Так прошло до Святок. Задаванье письменных упражнений и изустных экспромптов шло своим чередом; к последним прибегал Беляев, впрочем не часто, и преподавал вообще вяло. Не помню, дошли ли мы к Святкам до хрий, но я на заданные для периодов темы писал и периоды, и хрии, и даже маленькие рассуждения, хотя называл их хрией. Наступили экзамены, составлены списки; по словесности Грузов-диспутант был поставлен первым, Страхов (первый из «старых») — вторым, я — третьим. По истории я значился вторым, а первым — Солнцев, мой авдитор; ему доставил первое место звонкий голос и умение с толком читать, а мне второе место, должно быть дано за сочинение на тему «Леонид при Термопилах», заданную профессором истории. Каким значился я в греческом и во французском классе, не помню; да едва ли даже тогда интересовался знать; успех и неуспех по этим двум предметам ни во что не считался тогда. А по одному письменному упражнению (перевод с греческого и французского) было дано и лекторами, и эти переводы, должно быть, послужили к определению моих знаний, потому что изустных переводов от меня во весь семестр почти не спрашивали; не осталось по крайней мере в памяти ни одного случая.
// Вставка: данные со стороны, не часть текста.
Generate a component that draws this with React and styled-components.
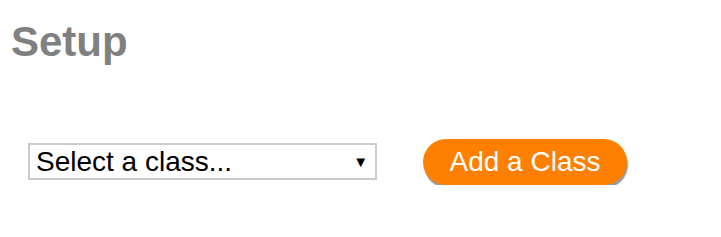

Не помню я, как и экзамен прошел, кто нас экзаменовал и в какой зале. Экзаменовал непременно ректор, и эта первая встреча лицом к лицу с главным начальником заведения должна бы оставить впечатление; но оно вылетело из головы. Должны бы первые экзамены запечатлеться и потому еще, что здесь, не как в училище, вызывали на экзамене не всех по каждому предмету. И эта черта вообще замечательна: чем далее мы продвигались в семинарии, тем менее полны становились испытания; они производились внимательно только по первостепенным предметам; по второстепенным же, особенно третьестепенным, спросят пятерых, шестерых на выдержку, и только. От первого семинарского экзамена остался у меня в памяти, однако, экзаменатор по французскому классу, профессор А.Ф. Кирьяков. Он поразил меня своим изящным видом, красивым лицом, ослепительно чистым бельем при черном фраке и чрезвычайно деликатным, вежливым обращением. Внешностью он резко выделялся из среды своих товарищей, и это помогло первой встрече моей с ним удержаться в моей памяти.